As part of its push for greater quality for industry, the AFA has joined Kaplan, Association of Financial Services Educators (AFSE) and Growth Focus Financial Planning Recruitment (GFFPR).

Education survey
"We want to really get a feel for education and training expectations of financial planners and advisers on one hand and training managers on the other hand," Knight says.

"We're seeing those things happening in terms of our own experience, but we wanted to establish the level of qualifications we think organisations are going to look for from our planners and advisers and benchmark that against what the advisers themselves are thinking.

"We wanted to understand whether there was a gap between what the advisers were thinking as opposed to the training managers and companies themselves, and we also wanted to know whether people's current training needs are being met and how they want training delivered going forward."

The survey closed in early April, with the responses currently being correlated.

"We think it will give us a real overview of what the industry is doing in terms of securing competitive advantages. There is this real issue that there is a recognition that prior to the financial crisis there was going to be a talent shortage. I think people are still conscious that they want to keep the best ones," Knight says.

Academies
Another major innovation in the industry has been the birth of external advice academies.

A number of large institutionally-tied dealer groups and fund managers are linked to a handful of external academies.

For Sanders, the provision of professional education is a combination of all things.

"We think it's a combination of what your licensee will provide for you. We think it's a combination of what you yourself will source and identify as professional and how the profession will support you in that," he says.

"I do not believe, in fact I wholeheartedly disagree, with the proposition that all of your education should come to you from your licensee.

"So where licensees are providing education and opportunities, then we think that's a great idea, and we also encourage individuals to think about their own personal professional needs and they may not even be in financial planning.

"They may be about their own professional identities, their own professional needs, and that's what a profession should encourage."

The surge in interest in the academy model was triggered by AMP. The financial services giant launched its Horizons academy last year.

"We remain as committed to the ongoing evolution and development of the academy as the day we opened the doors on October 15," AMP Horizons Financial Planning Academy director Tim Steele says.

"As the market continues to move and as we see the results from our intake, we conduct a formal performance review at the end of every group and determine what we could have done better and based on that we make some changes.

"We've got the core of our program built.
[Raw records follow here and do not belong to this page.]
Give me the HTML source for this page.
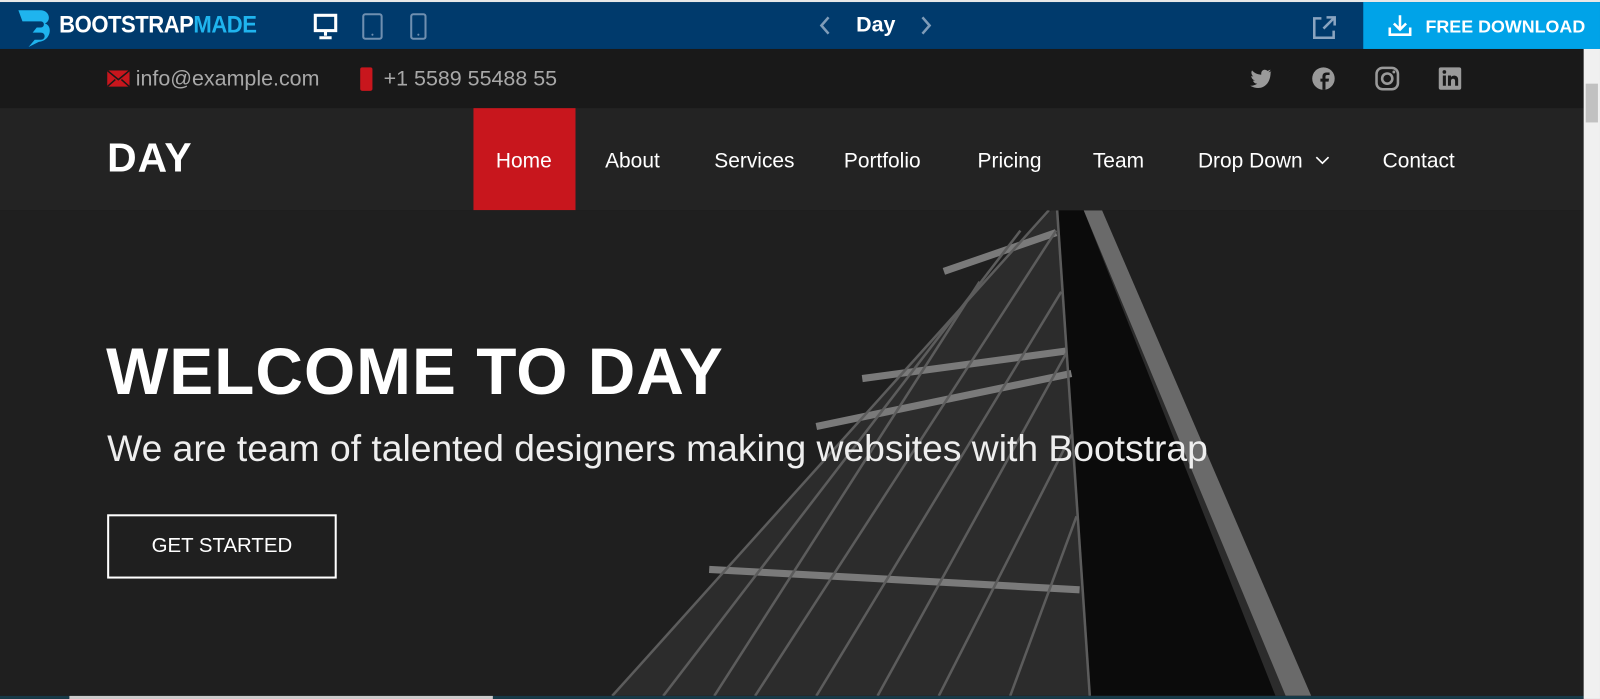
<!DOCTYPE html>
<html><head><meta charset="utf-8"><style>
*{margin:0;padding:0;box-sizing:border-box}
body{width:1600px;height:699px;overflow:hidden;background:#1e1e1e;font-family:"Liberation Sans",sans-serif;position:relative}
#w{position:absolute;left:0;top:0;width:1568px;height:685px;transform:scale(1.0204);transform-origin:0 0}
.abs{position:absolute}
#bar{left:0;top:0;width:1568px;height:48px;background:#003a6c;border-top:2px solid #e8e8e8}
#dl{left:1336px;top:2px;width:232px;height:46px;background:#00a3e8;color:#fff;font-weight:bold;font-size:17.5px;line-height:48px;padding-left:61px;white-space:nowrap;overflow:hidden}
#top{left:0;top:48px;width:1552px;height:58px;background:#191919;color:#a8a8a8;font-size:21px}
#hdr{left:0;top:106px;width:1552px;height:100px;background:#232323}
#hero{left:0;top:206px;width:1552px;height:476px;background:#1f1f1f;overflow:hidden}
.nav{position:absolute;top:0;height:100px;line-height:104px;color:#fff;font-size:20.5px}
#sb{left:1552px;top:48px;width:16px;height:637px;background:#f0f0f0}
</style></head><body><div id="w">
<div id="bar" class="abs">
 <svg class="abs" style="left:14px;top:4px" width="40" height="40" viewBox="0 0 40 40"><path d="M4 4h22c8 0 11 10 4 13c8 2 6 17-6 18l-10 5l6-7h6c5 0 5-7 0-7h-8l4-5h4c4 0 4-6 0-6H8z" fill="#1fb4ee"/></svg>
 <div class="abs" style="left:58px;top:9px;font-size:24px;font-weight:bold;letter-spacing:-0.5px;color:#fff;transform:scaleX(.9);transform-origin:left">BOOTSTRAP<span style="color:#1fb4ee">MADE</span></div>
 <svg class="abs" style="left:306px;top:10px" width="120" height="28" viewBox="0 0 120 28"><rect x="3" y="3" width="20" height="15" fill="none" stroke="#fff" stroke-width="3"/><path d="M13 18v5M7 25h12" stroke="#fff" stroke-width="3"/><rect x="50" y="2" width="18" height="24" rx="2" fill="none" stroke="#6f8fb0" stroke-width="2"/><rect x="97" y="2" width="14" height="24" rx="2" fill="none" stroke="#6f8fb0" stroke-width="2"/><circle cx="59" cy="22" r="1" fill="#6f8fb0"/><circle cx="104" cy="22" r="1" fill="#6f8fb0"/></svg>
 <svg class="abs" style="left:800px;top:12px" width="120" height="22"><path d="M12 3l-7 8 7 8M104 3l7 8-7 8" fill="none" stroke="#7f9cb8" stroke-width="2.5"/></svg>
 <div class="abs" style="left:839px;top:11px;color:#fff;font-weight:bold;font-size:21px">Day</div>
 <svg class="abs" style="left:1285px;top:12px" width="26" height="26"><path d="M10 4H3v19h19v-7M12 14L23 3M15 3h8v8" fill="none" stroke="#8aa4c0" stroke-width="2.5"/></svg>
</div>
<div id="dl" class="abs"><svg class="abs" style="left:24px;top:12px" width="24" height="22"><path d="M12 1v13M6 9l6 6 6-6M2 13v7h20v-7" fill="none" stroke="#fff" stroke-width="2.5"/></svg>FREE DOWNLOAD</div>
<div id="top" class="abs">
 <svg class="abs" style="left:105px;top:21px" width="22" height="16"><rect width="22" height="16" fill="#c8161d"/><path d="M0 0l11 9 11-9M0 16l8-7M22 16l-8-7" stroke="#191919" stroke-width="1.5" fill="none"/></svg>
 <div class="abs" style="left:133px;top:18px">info@example.com</div>
 <div class="abs" style="left:353px;top:18px;width:12px;height:23px;background:#c8161d;border-radius:2px"></div>
 <div class="abs" style="left:376px;top:18px">+1 5589 55488 55</div>
 <svg class="abs" style="left:1224px;top:17px" width="220" height="24" fill="#9a9a9a"><path d="M22 5c-1 .5-2 .7-3 .8 1-.6 2-1.6 2-2.6-1 .6-2 1-3 1.2C16 2.4 12 3.4 12 7.2v1C8 8 5 6.3 3 4c-1.5 2.5 0 5 1.3 6-.8 0-1.4-.3-2-.6 0 2.3 1.7 4 3.6 4.5-.7.2-1.4.2-2 .1.6 1.8 2.3 3 4.3 3-2 1.5-4.5 2.2-7 2 11 6 20-1 20-13z"/><circle cx="73" cy="12" r="11"/><path d="M75 23v-8h3l.5-3H75v-2c0-1 .5-1.5 1.5-1.5H79V6h-3c-3 0-4 2-4 4v2h-2v3h2v8z" fill="#191919"/><rect x="125" y="1.5" width="21" height="21" rx="6" fill="none" stroke="#9a9a9a" stroke-width="2.5"/><circle cx="135.5" cy="12" r="5" fill="none" stroke="#9a9a9a" stroke-width="2.5"/><circle cx="142" cy="5.5" r="1.4"/><rect x="186" y="1" width="22" height="22" rx="2"/><path d="M190 9h3v10h-3zM195 9h3v1.5c1-2 7-2.5 7 2.5v6h-3v-5c0-2.5-4-2.5-4 0v5h-3z" fill="#191919"/><circle cx="191.5" cy="5.5" r="1.8" fill="#191919"/></svg>
</div>
<div id="hdr" class="abs">
 <div class="abs" style="left:105px;top:27px;color:#fff;font-weight:bold;font-size:40px;letter-spacing:1px">DAY</div>
 <div class="abs" style="left:464px;top:0;width:100px;height:100px;background:#c8161d"></div>
 <div class="nav" style="left:486px">Home</div>
 <div class="nav" style="left:593px">About</div>
 <div class="nav" style="left:700px">Services</div>
 <div class="nav" style="left:827px">Portfolio</div>
 <div class="nav" style="left:958px">Pricing</div>
 <div class="nav" style="left:1071px">Team</div>
 <div class="nav" style="left:1174px">Drop Down</div>
 <svg class="abs" style="left:1289px;top:46px" width="14" height="10"><path d="M1 2l6 6 6-6" fill="none" stroke="#fff" stroke-width="1.6"/></svg>
 <div class="nav" style="left:1355px">Contact</div>
</div>
<div id="hero" class="abs">
 <svg class="abs" style="left:0;top:0" width="1552" height="476">
  <polygon points="1030,0 1062,0 1285,476 600,476" fill="#2c2c2c"/>
  <polygon points="1035,0 1062,0 1250,476 1068,476" fill="#0b0b0b"/>
  <polygon points="1062,0 1080,0 1285,476 1260,476" fill="#6a6a6a"/>
  <g stroke="#7a7a7a" stroke-width="7">
   <line x1="925" y1="60" x2="1035" y2="22"/>
   <line x1="845" y1="165" x2="1045" y2="138"/>
   <line x1="800" y1="212" x2="1050" y2="160"/>
   <line x1="695" y1="352" x2="1058" y2="372"/>
  </g>
  <g stroke="#5c5c5c" stroke-width="2.5">
   <line x1="1028" y1="0" x2="600" y2="476"/>
   <line x1="1000" y1="20" x2="650" y2="476"/>
   <line x1="960" y1="70" x2="700" y2="476"/>
   <line x1="1035" y1="20" x2="740" y2="476"/>
   <line x1="1040" y1="80" x2="800" y2="476"/>
   <line x1="1045" y1="140" x2="860" y2="476"/>
   <line x1="1050" y1="220" x2="920" y2="476"/>
   <line x1="1055" y1="300" x2="990" y2="476"/>
   <line x1="1036" y1="0" x2="1068" y2="476"/>
  </g>
 </svg>
 <div class="abs" style="left:104px;top:121px;color:#fff;font-weight:bold;font-size:64.5px;letter-spacing:1px">WELCOME TO DAY</div>
 <div class="abs" style="left:105px;top:213px;color:#eee;font-size:36.5px;white-space:nowrap">We are team of talented designers making websites with Bootstrap</div>
 <div class="abs" style="left:105px;top:298px;width:225px;height:63px;border:2px solid #fff;color:#fff;font-size:20px;text-align:center;line-height:58px">GET STARTED</div>
</div>
<div class="abs" style="left:0;top:682px;width:1552px;height:3px;background:#173a48"></div>
<div class="abs" style="left:68px;top:682px;width:415px;height:3px;background:#ccc"></div>
<div id="sb" class="abs"><div class="abs" style="left:2px;top:34px;width:12px;height:38px;background:#c1c1c1"></div></div>
</div></body></html>
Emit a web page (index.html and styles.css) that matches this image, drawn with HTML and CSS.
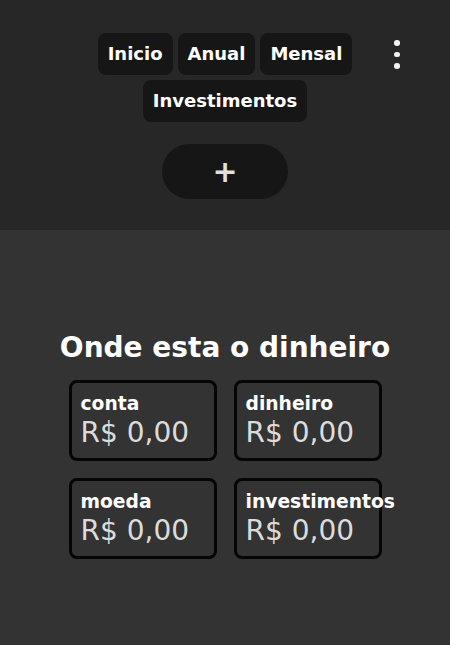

It's now more around the fringes that we're tinkering. But we intend to continue to make changes as we see needed."

He says the general feedback regarding the academy from the market is very positive.

"We're in the process of recruiting for our next intake, which starts on 4 May, and we've had over 1800 applicants, which again I think further validates for us that we've created a very clear and hopefully a very unique pathway for people to enter the profession," he says.

"I hope the industry recognises that we're making a significant commitment to the organic growth of planners and that can only benefit the broader industry long term in building the profile of financial planning to other professionals contemplating a career. Whether Horizons is the right path or whether the accessibility applies is another thing, but hopefully we're building the profile and continuing to act as a catalyst for this march towards professionalism."

For Knight, an academy like Horizons is an exiting initiative.

"The thing we think has real value in them is that they are trying to get people started at the grassroots level," he says.

"There's a bit of a recognition that those academies are seeing that people are going to take longer to perhaps get their careers moving so they are prepared to take some work experience, they're prepared to take these hard yards in the academies, take paraplanning roles, take lower level roles and progress."

Klipin agrees.

"Of the academies that I'm familiar with I think it's a rich part of the landscape because they are seating people, they are bringing them in, they are educating them.

We work closely with a number of these organisations and we think they are absolutely doing the right thing," he says.

"I think if you look at the landscape of education for financial advisers, the university sector is making a lot more impact in this market. That is a good thing because the rigor and the standards that comes with a university level education mean that you don't have to have a policy, but the minimum standard is lifting. Within the industry you've got a number of RTOs (registered training organisations) that provide very specific and tailored education needs for the advice market."

Sinclair also agrees the surge in academies exciting.

"I find them very exciting. Firstly they're not competition. They're not replacing qualification courses, they are part of the journey," he says.

"The best academies are the ones that don't stop at the four-week mark."

Other initiatives
Another avenue the industry has taken to boost its education offering and standards is through practice-level initiatives.

For Matrix Financial Planning-owned Collins Financial Group, formal and informal educational training is a vital part of its business model.

As well as undertaking informal training with the AFA and Million Dollar Round Table, Collins Financial Group has developed an in-house offering called the Pod system.

Collins Financial Group's adviser pods are made up of a senior financial adviser, who needs a minimum qualification of an advanced diploma in financial planning, a financial adviser, who needs to be a qualified authorised representative, and a trainee financial adviser or a financial assistant.

"Ultimately why we developed the pod model is that we have senior advisers in the firm who require support when meeting with clients, so we decided to get some younger trainee roles in place, but we don't want to throw the C class clients to them," Collins managing director and principal financial planner Troy Collins says.

"What they have is on-the-job training whereby there is always two advisers in every meeting [they attend].

"Once the client has proceeded with the strategy, then the financial adviser and adviser assistant manage the implementation of the strategy and the management of that relationship, so any communication from the client or from us comes predominantly from the financial adviser and adviser assistant because the senior financial adviser's role is to focus on not only developing centres of influence and referrals but also helping in the development of the company."

While clients were initially unsure about dealing with the pod system, they have become comfortable with the arrangement.

"It's taken some time for the clients to get used to it. We've been running it now for two years so the clients are quite comfortable with it," Collins says.

For Eureka Financial Group managing director Greg Cook, the group's licensee, Commonwealth Bank Australia-owned Financial Wisdom, provides a number of education options outside of the mainstream offerings. Among the options, Cook found the offer of mentoring and support through a business coach the most beneficial.

"The mentoring within Financial Wisdom is mainly through the peer groups that we have and also the business coaching," he says.

"Financial Wisdom have an offer to businesses like ours . we have a business coach we also have an advisory board for our business as well - I actually have one of my largest and longstanding clients is on my advisory board, as well as our business coach.

"We use our business coach to act in a mentoring capacity for the bigger direction of the business."